LISTING —
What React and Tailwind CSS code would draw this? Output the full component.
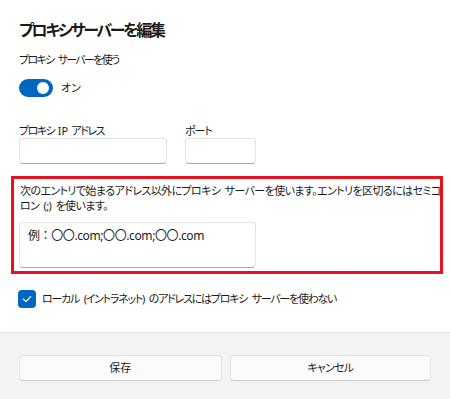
import React from "react";

const font = "font-['Noto_Sans','Noto_Sans_CJK_JP',sans-serif]";
const palt = "[font-feature-settings:'palt']";

export default function App() {
  return (
    <div className={`w-[450px] h-[399px] bg-white flex flex-col overflow-hidden text-[#1b1b1b] ${font}`}>
      <div className="flex flex-col px-[19px] pt-[16px] h-[332px]">
        <h1 className={`text-[16px] leading-[28px] font-bold tracking-[-2.3px] ${palt}`}>プロキシサーバーを編集</h1>
        <div className={`mt-[7px] text-[11px] leading-[18px] tracking-[-1.7px] [word-spacing:3px] ${palt}`}>プロキシ サーバーを使う</div>
        <div className="mt-[10px] flex items-center h-[18px]">
          <div className="w-[34px] h-[18px] rounded-full bg-[#0067c0] flex items-center justify-end pr-[4px]">
            <div className="w-[12px] h-[12px] rounded-full bg-white" />
          </div>
          <span className={`ml-[8px] text-[11px] leading-[18px] ${palt}`}>オン</span>
        </div>
        <div className="mt-[27px] flex gap-[18px]">
          <div className="flex flex-col w-[148px]">
            <div className={`text-[11px] leading-[14px] tracking-[-1.5px] [word-spacing:2px] ${palt}`}>
              プロキシ <span className="tracking-[0px]">IP</span> アドレス
            </div>
            <div className="h-[26px] rounded-[4px] border border-[#e3e3e3] border-b-[#a8a8a8] bg-white" />
          </div>
          <div className="flex flex-col w-[71px]">
            <div className={`text-[11px] leading-[14px] tracking-[-1px] ${palt}`}>ポート</div>
            <div className="h-[26px] rounded-[4px] border border-[#e3e3e3] border-b-[#a8a8a8] bg-white" />
          </div>
        </div>
        <div className="mt-[12px] ml-[-8px] w-[432px] h-[98px] border-[3px] border-[#e8111f] pl-[6px] pr-[2px] pt-[4px]">
          <p className={`text-[11px] leading-[15px] tracking-[-0.6px] [word-spacing:2px] whitespace-nowrap ${palt}`}>
            次のエントリで始まるアドレス以外にプロキシ サーバーを使います。エントリを区切るにはセミコ
            <br />
            ロン (;) を使います。
          </p>
          <div className="mt-[9px] ml-[-1px] w-[237px] h-[46px] rounded-[4px] border border-[#e3e3e3] border-b-[#a8a8a8] bg-white pl-[8px] pt-[4px] text-[12px] leading-[18px] tracking-[-0.4px]">
            例：〇〇.com;〇〇.com;〇〇.com
          </div>
        </div>
        <div className="mt-[16px] flex items-center">
          <div className="ml-[-1px] w-[18px] h-[18px] rounded-[4px] bg-[#0067c0] flex items-center justify-center">
            <svg width="12" height="12" viewBox="0 0 12 12" fill="none">
              <path d="M2.5 6.2 L5 8.6 L9.6 3.6" stroke="white" strokeWidth="1.3" strokeLinecap="round" strokeLinejoin="round" />
            </svg>
          </div>
          <span className={`ml-[6px] text-[11px] leading-[18px] tracking-[-1.25px] [word-spacing:3px] whitespace-nowrap ${palt}`}>ローカル (イントラネット) のアドレスにはプロキシ サーバーを使わない</span>
        </div>
      </div>
      <div className="flex-1 bg-[#f3f3f3] border-t border-[#e5e5e5] px-[19px] pt-[22px] flex gap-[8px]">
        <button className={`w-[203px] h-[26px] rounded-[4px] bg-[#fbfbfb] border border-[#e5e5e5] border-b-[#cccccc] text-[11px] leading-[18px] ${palt}`}>保存</button>
        <button className={`w-[202px] h-[26px] rounded-[4px] bg-[#fbfbfb] border border-[#e5e5e5] border-b-[#cccccc] text-[11px] leading-[18px] tracking-[-0.8px] ${palt}`}>キャンセル</button>
      </div>
    </div>
  );
}
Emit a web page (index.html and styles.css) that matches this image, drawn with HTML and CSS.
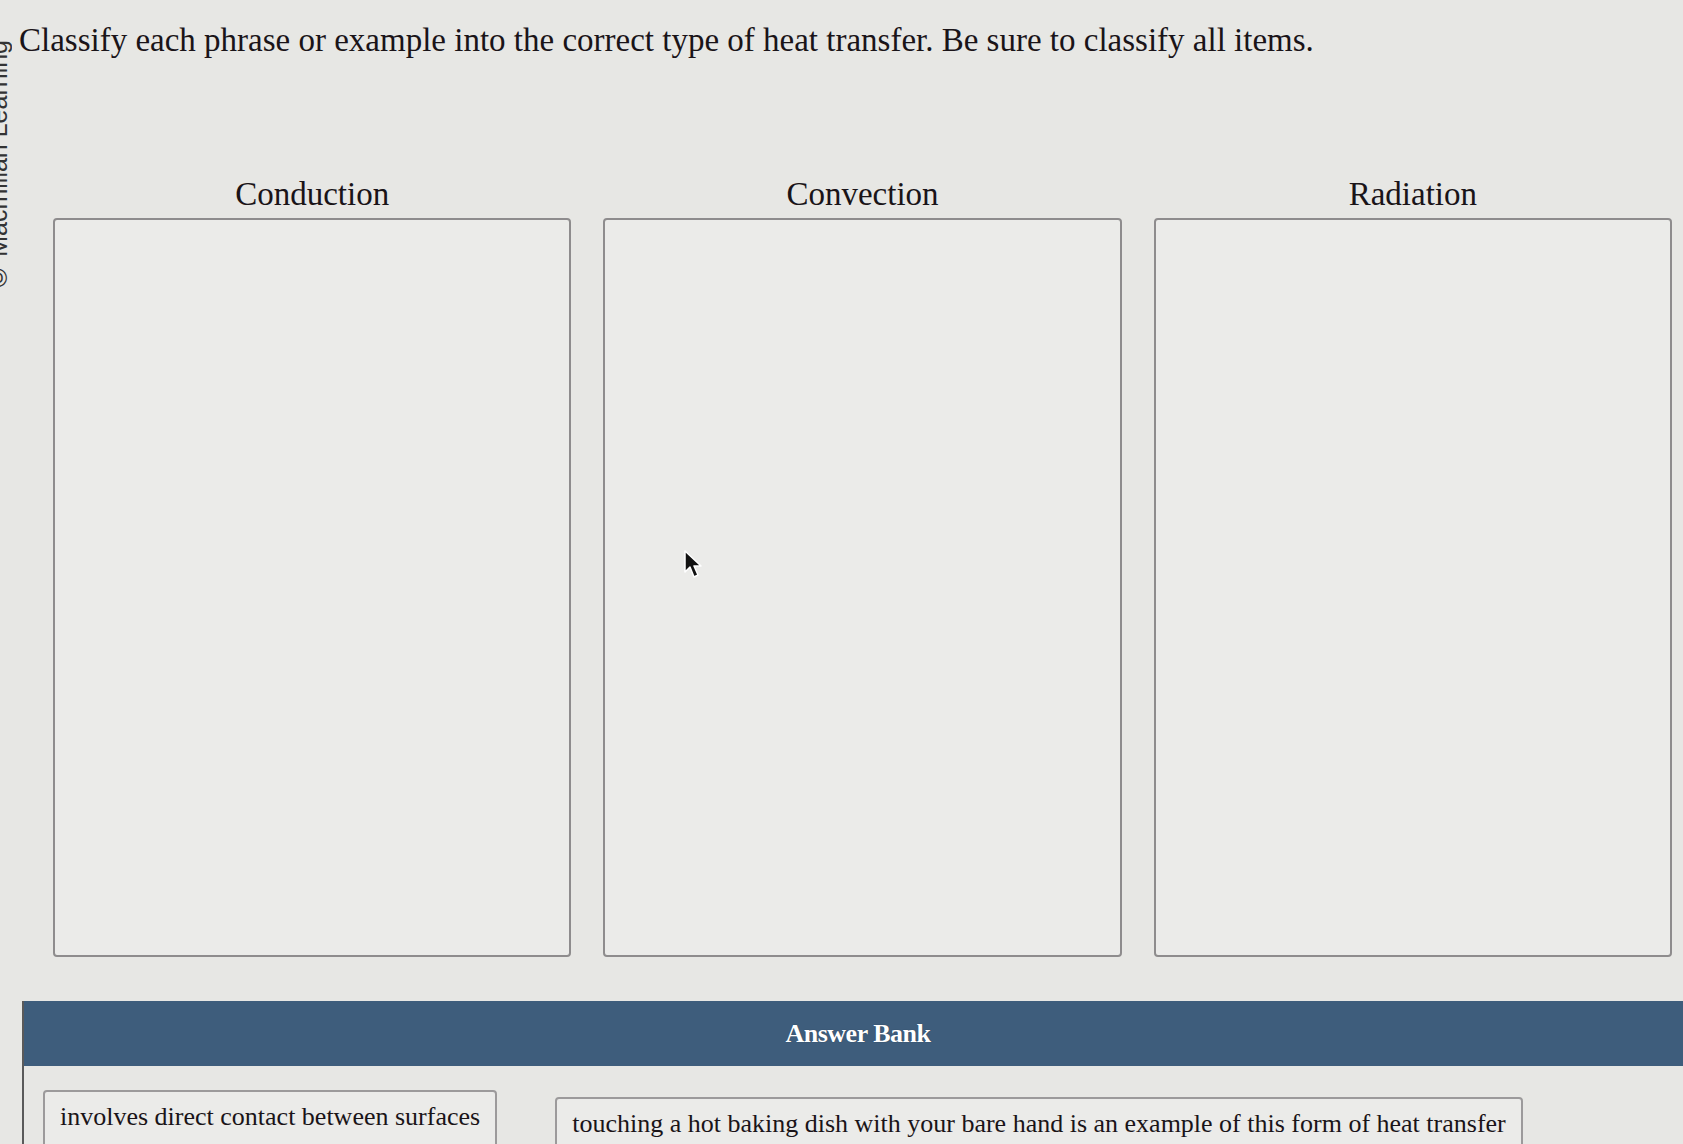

THE REQUEST — Quote all the lines above exactly as given. Do not include the pictures.

RIGHT ANSWER —
What React and Tailwind CSS code would draw this? Output the full component.
import React from "react";

const font = "font-['Noto_Sans','Noto_Sans_CJK_JP',sans-serif]";
const palt = "[font-feature-settings:'palt']";

export default function App() {
  return (
    <div className={`w-[450px] h-[399px] bg-white flex flex-col overflow-hidden text-[#1b1b1b] ${font}`}>
      <div className="flex flex-col px-[19px] pt-[16px] h-[332px]">
        <h1 className={`text-[16px] leading-[28px] font-bold tracking-[-2.3px] ${palt}`}>プロキシサーバーを編集</h1>
        <div className={`mt-[7px] text-[11px] leading-[18px] tracking-[-1.7px] [word-spacing:3px] ${palt}`}>プロキシ サーバーを使う</div>
        <div className="mt-[10px] flex items-center h-[18px]">
          <div className="w-[34px] h-[18px] rounded-full bg-[#0067c0] flex items-center justify-end pr-[4px]">
            <div className="w-[12px] h-[12px] rounded-full bg-white" />
          </div>
          <span className={`ml-[8px] text-[11px] leading-[18px] ${palt}`}>オン</span>
        </div>
        <div className="mt-[27px] flex gap-[18px]">
          <div className="flex flex-col w-[148px]">
            <div className={`text-[11px] leading-[14px] tracking-[-1.5px] [word-spacing:2px] ${palt}`}>
              プロキシ <span className="tracking-[0px]">IP</span> アドレス
            </div>
            <div className="h-[26px] rounded-[4px] border border-[#e3e3e3] border-b-[#a8a8a8] bg-white" />
          </div>
          <div className="flex flex-col w-[71px]">
            <div className={`text-[11px] leading-[14px] tracking-[-1px] ${palt}`}>ポート</div>
            <div className="h-[26px] rounded-[4px] border border-[#e3e3e3] border-b-[#a8a8a8] bg-white" />
          </div>
        </div>
        <div className="mt-[12px] ml-[-8px] w-[432px] h-[98px] border-[3px] border-[#e8111f] pl-[6px] pr-[2px] pt-[4px]">
          <p className={`text-[11px] leading-[15px] tracking-[-0.6px] [word-spacing:2px] whitespace-nowrap ${palt}`}>
            次のエントリで始まるアドレス以外にプロキシ サーバーを使います。エントリを区切るにはセミコ
            <br />
            ロン (;) を使います。
          </p>
          <div className="mt-[9px] ml-[-1px] w-[237px] h-[46px] rounded-[4px] border border-[#e3e3e3] border-b-[#a8a8a8] bg-white pl-[8px] pt-[4px] text-[12px] leading-[18px] tracking-[-0.4px]">
            例：〇〇.com;〇〇.com;〇〇.com
          </div>
        </div>
        <div className="mt-[16px] flex items-center">
          <div className="ml-[-1px] w-[18px] h-[18px] rounded-[4px] bg-[#0067c0] flex items-center justify-center">
            <svg width="12" height="12" viewBox="0 0 12 12" fill="none">
              <path d="M2.5 6.2 L5 8.6 L9.6 3.6" stroke="white" strokeWidth="1.3" strokeLinecap="round" strokeLinejoin="round" />
            </svg>
          </div>
          <span className={`ml-[6px] text-[11px] leading-[18px] tracking-[-1.25px] [word-spacing:3px] whitespace-nowrap ${palt}`}>ローカル (イントラネット) のアドレスにはプロキシ サーバーを使わない</span>
        </div>
      </div>
      <div className="flex-1 bg-[#f3f3f3] border-t border-[#e5e5e5] px-[19px] pt-[22px] flex gap-[8px]">
        <button className={`w-[203px] h-[26px] rounded-[4px] bg-[#fbfbfb] border border-[#e5e5e5] border-b-[#cccccc] text-[11px] leading-[18px] ${palt}`}>保存</button>
        <button className={`w-[202px] h-[26px] rounded-[4px] bg-[#fbfbfb] border border-[#e5e5e5] border-b-[#cccccc] text-[11px] leading-[18px] tracking-[-0.8px] ${palt}`}>キャンセル</button>
      </div>
    </div>
  );
}
Emit a web page (index.html and styles.css) that matches this image, drawn with HTML and CSS.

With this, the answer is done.